I'll take a crack at this. The first thing to understand is that the modern history of the Middle East is one of abject destabilization to the advantage of the Western Powers. Kipling called it "The Great Game" and we've been playing it since Napoleon invaded Egypt. The modern Middle East didn't evolve; it was partitioned out of the carcass of the Ottoman Empire partially by WWI; partially by the Treaty of Versailles. Pakistan is actually "PAKIstan" - it's an acronym for Punjab, Afghania, Kashmir, Sindh & BaluchiSTANhttp://en.wikipedia.org/wiki/Pakistan#Etymology. This is the level of sensitive nation-building the region was saddled with. The next thing to understand is that Iraq and Iran were run as vassal states of the British Empire, then vassal states of the United States. Attempts at democracy were deliberately put down by, well, us. After that, consider that Saudi Arabia was "Arabia" until the baddest warlord on the block clobbered everyone else.
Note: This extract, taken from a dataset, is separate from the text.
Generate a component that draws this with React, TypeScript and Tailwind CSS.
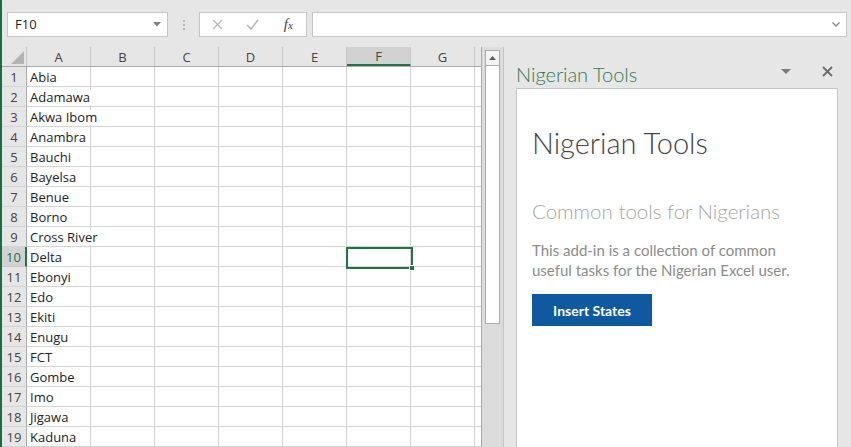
import React from 'react';

const states = [
  'Abia', 'Adamawa', 'Akwa Ibom', 'Anambra', 'Bauchi', 'Bayelsa', 'Benue', 'Borno', 'Cross River', 'Delta',
  'Ebonyi', 'Edo', 'Ekiti', 'Enugu', 'FCT', 'Gombe', 'Imo', 'Jigawa', 'Kaduna',
];
const columns = ['A', 'B', 'C', 'D', 'E', 'F', 'G'];

const cellFont = { fontFamily: '"Open Sans", "Noto Sans", sans-serif' };
const paneFont = { fontFamily: 'Lato, "Open Sans", sans-serif' };

function FormulaBar() {
  return (
    <div className="flex h-[47px] shrink-0 items-start pt-[12px] pl-[5px] pr-[4px]">
      <div className="flex h-[25px] w-[161px] items-center justify-between border border-[#c6c6c6] bg-white pl-[7px] pr-[6px] text-[13px] text-[#222]">
        <span>F10</span>
        <svg width="8" height="5" viewBox="0 0 8 5">
          <polygon points="0,0 8,0 4,4.5" fill="#808080" />
        </svg>
      </div>
      <div className="flex h-[25px] w-[31px] flex-col items-center justify-center gap-[2px]">
        <span className="h-[2px] w-[2px] bg-[#b5b5b5]" />
        <span className="h-[2px] w-[2px] bg-[#b5b5b5]" />
        <span className="h-[2px] w-[2px] bg-[#b5b5b5]" />
      </div>
      <div className="flex h-[25px] w-[108px] items-center border border-[#c6c6c6] bg-white">
        <div className="flex w-[36px] justify-center">
          <svg width="11" height="11" viewBox="0 0 11 11">
            <path d="M1 1 L10 10 M10 1 L1 10" stroke="#b8b8b8" strokeWidth="1.3" />
          </svg>
        </div>
        <div className="flex w-[36px] justify-center">
          <svg width="13" height="11" viewBox="0 0 13 11">
            <path d="M1 6 L5 10 L12 1" stroke="#b8b8b8" strokeWidth="1.6" fill="none" />
          </svg>
        </div>
        <div className="flex w-[36px] justify-center">
          <span className="text-[15px] italic leading-none text-[#444]" style={{ fontFamily: '"Liberation Serif", serif' }}>
            f<span className="text-[11px]">x</span>
          </span>
        </div>
      </div>
      <div className="ml-[5px] flex h-[25px] flex-1 items-center justify-end border border-[#c6c6c6] bg-white pr-[6px]">
        <svg width="8" height="5" viewBox="0 0 8 5">
          <path d="M0.5 0.5 L4 4 L7.5 0.5" stroke="#8a8a8a" strokeWidth="1.3" fill="none" />
        </svg>
      </div>
    </div>
  );
}

function Grid() {
  return (
    <div className="flex w-[479px] flex-col overflow-hidden text-[13px] text-[#222]" style={cellFont}>
      <div className="flex h-[20px] shrink-0 border-b border-[#ababab] bg-[#e6e6e6] text-[#444]">
        <div className="flex w-[25px] shrink-0 items-end justify-end border-r border-[#c8c8c8] pr-[2px] pb-[2px]">
          <svg width="13" height="13" viewBox="0 0 13 13">
            <polygon points="13,0 13,13 0,13" fill="#b4b4b4" />
          </svg>
        </div>
        {columns.map((c) =>
          c === 'F' ? (
            <div
              key={c}
              className="flex w-[64px] shrink-0 items-center justify-center border-r border-b-2 border-r-[#c8c8c8] border-b-[#217346] bg-[#d2d2d2] pt-[3px] text-[#444]"
            >
              {c}
            </div>
          ) : (
            <div key={c} className="flex w-[64px] shrink-0 items-center justify-center border-r border-[#c8c8c8] pt-[2px]">
              {c}
            </div>
          )
        )}
        <div className="flex-1" />
      </div>
      {states.map((s, i) => {
        const active = i === 9;
        return (
          <div key={s} className="flex h-[20px] shrink-0 bg-white">
            <div
              className={
                active
                  ? 'flex w-[25px] shrink-0 items-center justify-center border-b border-r-2 border-b-[#c8c8c8] border-r-[#217346] bg-[#d2d2d2] pt-[2px] text-[#217346]'
                  : 'flex w-[25px] shrink-0 items-center justify-center border-b border-r border-b-[#d4d4d4] border-r-[#ababab] bg-[#e6e6e6] pt-[2px] text-[#444]'
              }
            >
              {i + 1}
            </div>
            {columns.map((c) => (
              <div
                key={c}
                className="relative flex w-[64px] shrink-0 items-center whitespace-nowrap border-r border-b border-[#d4d4d4] pl-[3px] pt-[2px]"
              >
                {c === 'A' && <span className="relative z-10 bg-white pr-[1px] leading-[15px]">{s}</span>}
                {active && c === 'F' && (
                  <div className="absolute top-0 -left-[1px] z-20 h-[22px] w-[67px] border-2 border-[#217346]">
                    <div className="absolute -right-[4px] -bottom-[4px] h-[6px] w-[6px] border border-white bg-[#217346]" />
                  </div>
                )}
              </div>
            ))}
            <div className="flex-1 border-b border-[#d4d4d4]" />
          </div>
        );
      })}
    </div>
  );
}

function ScrollBar() {
  return (
    <div className="flex w-[23px] shrink-0 flex-col border-x border-x-[#ababab] border-r-[#c6c6c6] bg-[#dcdcdc] pl-[3px] pt-[3px]">
      <div className="flex h-[16px] w-[15px] items-center justify-center border border-[#ababab] bg-[#f4f4f4]">
        <svg width="7" height="4" viewBox="0 0 7 4">
          <polygon points="0,4 7,4 3.5,0" fill="#606060" />
        </svg>
      </div>
      <div className="h-[258px] w-[15px] border border-[#ababab] border-t-0 bg-white" />
    </div>
  );
}

function TaskPane() {
  return (
    <div className="flex flex-1 flex-col pl-[12px] pr-[13px]" style={paneFont}>
      <div className="flex h-[41px] shrink-0 items-center pt-[12px]">
        <span className="text-[20px] font-light text-[#2f7a56]">Nigerian Tools</span>
        <div className="flex-1" />
        <svg width="10" height="5" viewBox="0 0 10 5" className="mr-[31px] mb-[4px]">
          <polygon points="0,0 10,0 5,5" fill="#7a7a7a" />
        </svg>
        <svg width="11" height="11" viewBox="0 0 11 11" className="mr-[5px] mb-[4px]">
          <path d="M1 1 L10 10 M10 1 L1 10" stroke="#6a6a6a" strokeWidth="1.8" />
        </svg>
      </div>
      <div className="flex flex-1 flex-col border border-b-0 border-[#c6c6c6] bg-white px-[15px] pt-[34px]">
        <h1 className="text-[29px] font-light leading-[40px] text-[#444]">Nigerian Tools</h1>
        <h2 className="mt-[34px] text-[20.5px] font-light leading-[28px] text-[#a6a6a6]">Common tools for Nigerians</h2>
        <p className="mt-[15px] w-[262px] text-[15px] leading-[20px] text-[#8c8c8c]">
          This add-in is a collection of common useful tasks for the Nigerian Excel user.
        </p>
        <button className="mt-[14px] h-[32px] w-[120px] bg-[#0f5a9e] text-[14px] font-bold text-white">
          Insert States
        </button>
      </div>
    </div>
  );
}

export default function App() {
  return (
    <div className="flex h-[447px] w-[851px] overflow-hidden bg-[#e6e6e6]" style={cellFont}>
      <div className="w-[2px] shrink-0 bg-[#1f6b43]" />
      <div className="flex flex-1 flex-col">
        <FormulaBar />
        <div className="flex flex-1 overflow-hidden">
          <Grid />
          <ScrollBar />
          <TaskPane />
        </div>
      </div>
    </div>
  );
}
Not that long ago, either - Abdulaziz bin Saud drove out the al Rashid in 1932. It's still a one-family rule - figuratively, the Hatfields beat out the Clampetts less than 80 years ago and Jed called the shots until Truman, Jed Jr until Carter, Jed's brother Jethro through Reagan and Jethro's brother Judd through Bush II. Finally, keep in mind that nation states aren't really "the thing" in Islam and that whereas the Civil War was fought over boundaries and autonomy, much of the middle east has been fighting over the existence of boundaries and the necessity of autonomy. The Muslim Brotherhood of '50s Egypt really and truly is Al Qaeda. There's this idea that the Middle East has always been a maelstrom of violence when in fact, it's been a maelstrom of violence while the US, England and France carved up the former Ottoman Empire for oil. The Ottomans weren't exactly great dudes but most of the violence of the recent middle east is directly attributable to foreign meddling.
forwardslash the markup for URLs is borking occasionally. It won't let me format this correctly.
Ahhh, yeah, apparently urls with #'s in them choke. Will fix. e: done.